The Prime Minister hailed the fall in the consumer prices index, to 2.3pc, as a “major moment for the economy, with inflation back to normal”. Surely, Downing Street must have been hoping, the narrative would now shift to economic stability – and imminent interest rate cuts by the Bank of England ahead of a looming general election.

Unfortunately, the markets were less impressed. 

Wednesday’s inflation data sparked a frenzy among traders who pushed back their prediction for the first reduction in interest rates from 5.25pc from June to November, in large part because of stubborn prices in the crucial services sector.  Previously, they had been predicting a cut as soon as June.

The reaction is a blow for Sunak – but, given Bank of England officials have repeatedly hinted at summer cuts, traders also risk being too pessimistic.

Yael Selfin, chief UK economist at KPMG, said the numbers mean the Bank’s Monetary Policy Committee (MPC) is unlikely to cut rates next month, even though inflation is now in “striking distance of the Bank of England 2pc target”.

“This may still not be enough to convince more cautious MPC members to commit to a rate cut in June,” she said, “especially while wage growth remains elevated and economic growth momentum is strong.”

However, Selfin believes traders may be too pessimistic in their predictions. 

There is another month of inflation data before the Bank’s next rate decision on June 20, which keeps the door open for a summer cut – albeit in August.

Governor Andrew Bailey has said he is “optimistic” the inflation crisis is at an end. Ben Broadbent, the deputy governor, said this week that “if things continue to evolve with MPC forecasts... then it’s possible Bank Rate could be cut some time over the summer.”

Selfin believes an August rate cut is therefore still very much in play – months sooner than the market bets suggest, and in the nick of time for a general election.

“Our forecast sees further declines in headline inflation, which could for a time bring the annual rate below 2pc, potentially picking up slightly early in 2025,” she said.

“That could leave enough margin for the [Bank] to start easing rates in August while keeping the overall monetary policy stance tight for at least another year.”

Today’s drop in inflation was not as big as forecast by economists, who had been expecting a fall to 2.1pc.

However, analysts were more concerned by the fine print than the headline figure.

Rob Wood, chief UK economist at Pantheon Macroeconomics, described the rise in services prices – which the Bank is watching closely – as a “shocker”.

He noted that inflation in this dominant sector of Britain’s economy only eased from 6pc to 5.9pc, which is well above the Bank’s own prediction of 5.5pc.
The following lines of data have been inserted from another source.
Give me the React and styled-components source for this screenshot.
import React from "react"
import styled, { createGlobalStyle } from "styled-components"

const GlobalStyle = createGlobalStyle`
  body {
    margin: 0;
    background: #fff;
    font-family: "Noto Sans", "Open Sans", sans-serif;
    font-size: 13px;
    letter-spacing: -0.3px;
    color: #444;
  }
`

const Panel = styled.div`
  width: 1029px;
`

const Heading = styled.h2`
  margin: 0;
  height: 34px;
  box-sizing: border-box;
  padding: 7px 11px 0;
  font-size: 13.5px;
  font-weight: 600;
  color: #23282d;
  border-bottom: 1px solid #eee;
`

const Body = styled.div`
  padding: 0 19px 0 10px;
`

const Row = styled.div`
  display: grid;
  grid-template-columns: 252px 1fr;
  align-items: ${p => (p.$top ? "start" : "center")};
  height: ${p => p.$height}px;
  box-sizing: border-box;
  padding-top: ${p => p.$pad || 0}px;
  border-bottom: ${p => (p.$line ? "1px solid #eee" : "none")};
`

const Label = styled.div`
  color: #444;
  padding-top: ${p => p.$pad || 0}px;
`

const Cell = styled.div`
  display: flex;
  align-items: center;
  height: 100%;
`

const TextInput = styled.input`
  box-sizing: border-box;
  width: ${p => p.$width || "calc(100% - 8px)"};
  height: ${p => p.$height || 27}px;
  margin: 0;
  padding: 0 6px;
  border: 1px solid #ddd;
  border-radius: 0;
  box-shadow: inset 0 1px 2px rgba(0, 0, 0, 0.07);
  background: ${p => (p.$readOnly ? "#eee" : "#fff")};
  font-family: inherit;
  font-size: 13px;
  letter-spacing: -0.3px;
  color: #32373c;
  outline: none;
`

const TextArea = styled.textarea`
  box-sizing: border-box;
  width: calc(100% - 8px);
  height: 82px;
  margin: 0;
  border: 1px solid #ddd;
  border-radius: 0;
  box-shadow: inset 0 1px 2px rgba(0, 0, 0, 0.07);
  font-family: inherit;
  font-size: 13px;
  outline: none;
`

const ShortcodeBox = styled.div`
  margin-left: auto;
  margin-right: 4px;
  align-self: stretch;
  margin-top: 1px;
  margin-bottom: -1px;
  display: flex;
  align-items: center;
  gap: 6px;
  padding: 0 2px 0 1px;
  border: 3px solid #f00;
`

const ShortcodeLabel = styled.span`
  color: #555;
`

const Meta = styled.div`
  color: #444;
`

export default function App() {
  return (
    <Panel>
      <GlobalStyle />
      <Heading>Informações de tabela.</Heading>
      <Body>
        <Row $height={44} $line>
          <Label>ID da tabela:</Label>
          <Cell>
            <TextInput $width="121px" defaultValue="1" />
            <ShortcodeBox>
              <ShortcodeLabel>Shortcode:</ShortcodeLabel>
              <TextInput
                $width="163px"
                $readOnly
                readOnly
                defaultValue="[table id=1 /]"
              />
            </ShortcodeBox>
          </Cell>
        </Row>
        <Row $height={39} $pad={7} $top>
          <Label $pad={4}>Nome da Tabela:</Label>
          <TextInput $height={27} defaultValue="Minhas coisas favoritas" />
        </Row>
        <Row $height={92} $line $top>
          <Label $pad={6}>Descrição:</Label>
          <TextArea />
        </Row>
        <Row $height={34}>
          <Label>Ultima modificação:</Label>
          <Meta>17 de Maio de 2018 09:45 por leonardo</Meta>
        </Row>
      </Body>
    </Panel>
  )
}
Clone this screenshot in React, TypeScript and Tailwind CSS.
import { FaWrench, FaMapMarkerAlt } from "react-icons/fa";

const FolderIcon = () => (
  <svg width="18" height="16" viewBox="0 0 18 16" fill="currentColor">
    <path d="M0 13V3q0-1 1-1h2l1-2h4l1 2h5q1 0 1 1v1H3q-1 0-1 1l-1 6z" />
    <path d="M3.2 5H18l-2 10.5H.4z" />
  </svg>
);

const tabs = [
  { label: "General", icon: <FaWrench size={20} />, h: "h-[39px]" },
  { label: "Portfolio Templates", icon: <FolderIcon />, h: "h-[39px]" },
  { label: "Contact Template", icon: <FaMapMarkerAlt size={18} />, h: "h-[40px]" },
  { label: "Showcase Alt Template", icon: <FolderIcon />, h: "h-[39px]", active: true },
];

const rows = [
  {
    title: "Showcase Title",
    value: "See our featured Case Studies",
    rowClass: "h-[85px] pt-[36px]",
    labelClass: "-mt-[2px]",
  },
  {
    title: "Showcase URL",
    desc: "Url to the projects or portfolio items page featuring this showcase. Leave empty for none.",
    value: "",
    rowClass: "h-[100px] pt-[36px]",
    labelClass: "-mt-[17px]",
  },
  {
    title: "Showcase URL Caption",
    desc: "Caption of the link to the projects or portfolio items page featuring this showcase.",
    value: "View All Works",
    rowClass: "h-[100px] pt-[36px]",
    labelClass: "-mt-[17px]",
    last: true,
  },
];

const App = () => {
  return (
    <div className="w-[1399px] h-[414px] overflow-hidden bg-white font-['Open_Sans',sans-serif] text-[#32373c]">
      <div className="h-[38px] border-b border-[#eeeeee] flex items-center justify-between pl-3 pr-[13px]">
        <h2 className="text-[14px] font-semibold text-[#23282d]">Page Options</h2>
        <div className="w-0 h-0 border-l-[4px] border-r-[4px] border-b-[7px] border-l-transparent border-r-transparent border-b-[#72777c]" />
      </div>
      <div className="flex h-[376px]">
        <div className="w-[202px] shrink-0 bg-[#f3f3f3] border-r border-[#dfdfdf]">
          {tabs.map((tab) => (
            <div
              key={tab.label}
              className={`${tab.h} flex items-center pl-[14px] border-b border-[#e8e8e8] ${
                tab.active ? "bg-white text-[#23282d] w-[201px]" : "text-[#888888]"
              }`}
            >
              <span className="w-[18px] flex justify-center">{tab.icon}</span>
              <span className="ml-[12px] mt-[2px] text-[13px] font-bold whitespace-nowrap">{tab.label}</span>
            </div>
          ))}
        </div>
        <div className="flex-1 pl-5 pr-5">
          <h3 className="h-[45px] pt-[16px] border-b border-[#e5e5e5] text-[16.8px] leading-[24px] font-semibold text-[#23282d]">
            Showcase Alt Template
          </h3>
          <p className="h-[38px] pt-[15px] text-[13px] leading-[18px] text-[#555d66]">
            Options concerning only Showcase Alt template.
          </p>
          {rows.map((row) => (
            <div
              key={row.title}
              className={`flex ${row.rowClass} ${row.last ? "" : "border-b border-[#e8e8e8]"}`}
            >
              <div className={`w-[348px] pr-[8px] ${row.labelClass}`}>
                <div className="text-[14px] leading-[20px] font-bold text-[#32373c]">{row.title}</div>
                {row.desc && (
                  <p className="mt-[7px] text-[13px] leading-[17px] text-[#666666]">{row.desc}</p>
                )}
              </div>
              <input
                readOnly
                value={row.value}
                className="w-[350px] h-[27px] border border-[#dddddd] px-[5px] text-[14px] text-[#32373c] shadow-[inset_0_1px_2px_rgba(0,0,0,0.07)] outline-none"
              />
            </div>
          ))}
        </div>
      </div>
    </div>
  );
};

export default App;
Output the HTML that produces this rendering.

“Upside surprises were widespread, not focused on a few erratic components,” he said.

Inflation in restaurants and hotels rose to 6pc in April from 5.8pc in March, while the price of cinema and concert tickets rose by 8.3pc from 5.4pc.

Paul Dales, chief UK economist at Capital Economics, said this “suggests the persistence in domestic inflation is fading even slower than the Bank of England had assumed”.

He said that – along with smaller-than-expected easing in so-called core inflation, which strips out volatile movements in food and energy prices, from 4.2pc to 3.9pc instead of the 3.6pc rate expected by the market – this “may mean that businesses are passing on some of the rise in the minimum wage in their selling prices”.

Halving inflation from its double-digit highs remains the sole pledge that Sunak has delivered on after outlining his five priorities at the start of 2023 .

It’s true that green shoots are emerging, with the economy expanding at its fastest rate since 2021 in the first three months of the year.

The International Monetary Fund warned the Bank on Tuesday that keeping rates too high for too long could end up inflicting more harm than good on the economy. It is calling for up to three rate cuts this year.

The next move in rates is clearly down. But it looks like homeowners and other borrowers will have to wait a little longer for relief.